La elección del 25 de noviembre no fue casual. Se conmemora el brutal asesinato de las hermanas Mirabal, activistas dominicanas que se enfrentaron a la dictadura de Trujillo. Su historia simboliza resistencia y denuncia, pero también la dimensión política de la violencia machista: no se trata solo de actos individuales, sino de estructuras que los permiten y los reproducen.

Hoy, más de seis décadas después, la violencia contra la mujer sigue adoptando formas múltiples. Está la violencia física y sexual, visible en los titulares que estremecen brevemente la opinión pública. Pero también la violencia psicológica, económica, digital, institucional; aquella que no siempre deja marcas en la piel, pero sí en la vida. De hecho, una de las barreras más persistentes para erradicarla es su normalización. Muchas mujeres crecen aprendiendo a justificar la agresión, a soportar el control, a callar para no “provocar”. La cultura que romantiza los celos, que culpa a las víctimas, que minimiza los abusos, es terreno fértil para que la violencia siga ocurriendo.

La respuesta no puede limitarse a la indignación puntual o al gesto simbólico. Requiere políticas públicas sólidas, presupuesto, justicia efectiva y educación. No basta con leyes si no hay implementación, ni con campañas si no hay cambios sociales profundos. Los sistemas de protección deben ser accesibles, confiables y sensibles a la situación particular de cada mujer: no es lo mismo denunciar para quien vive con independencia económica que para quien depende de su agresor; no es lo mismo buscar ayuda en una ciudad que en una zona rural.

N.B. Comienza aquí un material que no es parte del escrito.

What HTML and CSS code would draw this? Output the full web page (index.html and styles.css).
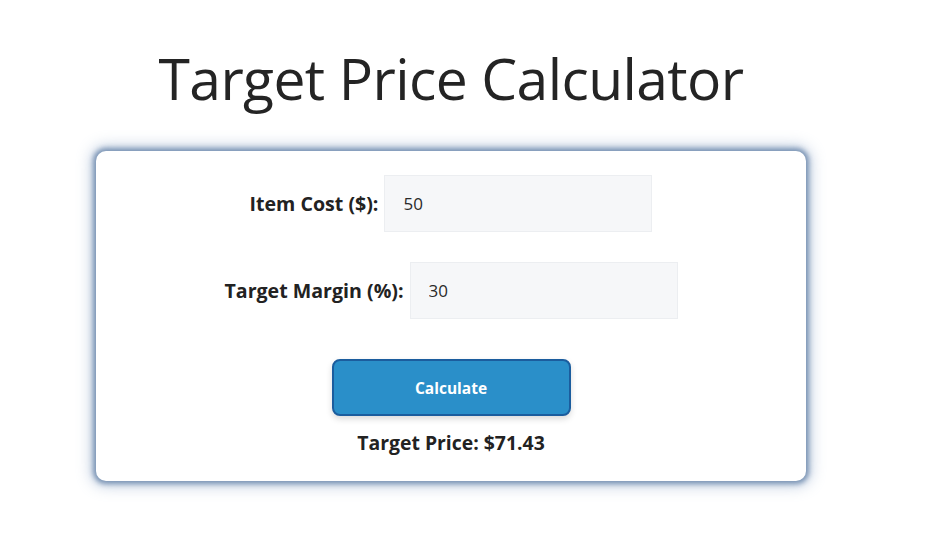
FILE: index.html
```html
<!DOCTYPE html>
<html lang="en">
<head>
<meta charset="utf-8">
<title>Target Price Calculator</title>
<link rel="stylesheet" href="styles.css">
</head>
<body>
<div class="page">
  <h1 class="title">Target Price Calculator</h1>
  <div class="card">
    <div class="row">
      <label class="label" for="cost">Item Cost ($):</label>
      <input class="field" id="cost" type="text" value="50">
    </div>
    <div class="row">
      <label class="label" for="margin">Target Margin (%):</label>
      <input class="field" id="margin" type="text" value="30">
    </div>
    <button class="btn" type="button">Calculate</button>
    <div class="result">Target Price: $71.43</div>
  </div>
</div>
</body>
</html>
```

FILE: styles.css
```css
html, body {
  margin: 0;
  padding: 0;
  background: #ffffff;
}
body {
  font-family: "Open Sans", "Noto Sans", "Liberation Sans", sans-serif;
  color: #222222;
}
.page {
  width: 902px;
  padding-bottom: 50px;
  display: flex;
  flex-direction: column;
  align-items: center;
}
.title {
  margin: 33px 0 0 0;
  font-size: 57px;
  font-weight: 400;
  line-height: 90px;
  color: #242424;
  letter-spacing: -0.6px;
}
.card {
  margin-top: 28px;
  width: 710px;
  height: 330px;
  box-sizing: border-box;
  background: #ffffff;
  border-radius: 10px;
  box-shadow: 0 0 5px 3px rgba(100, 130, 168, 0.8), 0 0 14px 6px rgba(140, 165, 200, 0.45);
  padding-top: 24px;
  display: flex;
  flex-direction: column;
  align-items: center;
}
.row {
  display: flex;
  align-items: center;
  gap: 6px;
  margin-bottom: 30px;
}
.label {
  font-size: 19.6px;
  font-weight: 700;
  color: #222222;
}
.field {
  width: 268px;
  height: 57px;
  box-sizing: border-box;
  border: 1px solid #eceef1;
  background: #f6f7f9;
  padding: 0 18px;
  font-family: inherit;
  font-size: 17px;
  color: #2a2a2a;
  outline: none;
}
.btn {
  margin-top: 10px;
  width: 239px;
  height: 57px;
  background: #2a8fc9;
  border: 2px solid #1b5d9e;
  border-radius: 8px;
  color: #ffffff;
  font-family: inherit;
  font-size: 15.5px;
  font-weight: 700;
  box-shadow: 0 3px 6px rgba(0, 0, 0, 0.15);
}
.result {
  margin-top: 14px;
  font-size: 19.4px;
  font-weight: 700;
  line-height: 26px;
  color: #222222;
}
```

Sin embargo, también es cierto que los avances existen. El movimiento feminista internacional ha logrado que la violencia contra la mujer sea reconocida como un problema público, no doméstico. Se ha ampliado el lenguaje para nombrar agresiones antes invisibles —como el acoso callejero o la violencia digital— y se han creado redes de apoyo que acompañan a las víctimas donde las instituciones fallan. En muchos países, los jóvenes cuestionan hoy comportamientos que antes se consideraban naturales. Todo eso importa. Todo eso es cambio cultural.

No obstante lo anterior, queda mucho por hacer, especialmente en aquello que cada persona puede transformar. La violencia machista no surge en el vacío: se alimenta de comentarios, estereotipos, chistes, silencios. Se reproduce cuando se justifica al agresor o se pone en duda a la víctima. Se fortalece cada vez que una mujer se sabe sola. Por eso, el 25 de noviembre también interpela a quienes no ejercen violencia directamente, pero pueden detenerla: amistades, familias, profesorado, colegas, vecindarios. Ser parte de la solución implica escuchar, creer, acompañar y, sobre todo, no mirar hacia otro lado.

El Día Internacional de la Eliminación de la Violencia contra la Mujer no es un ritual de un día. Es una invitación o más bien una exigencia a crear un mundo donde ninguna mujer tenga que vivir con miedo. Donde la libertad no sea privilegio, sino derecho. Donde los nombres de las víctimas no se acumulen en memoriales, sino que se transformen en historia superada.

Mientras eso no ocurra, este día seguirá siendo necesario: no para lamentar, sino para actuar.

No confundamos una vez más estos días como el 8 de marzo que no son de celebración sino de vergüenza, días para concientizar y proponer, exponer y exigir cambios, soluciones y justicia.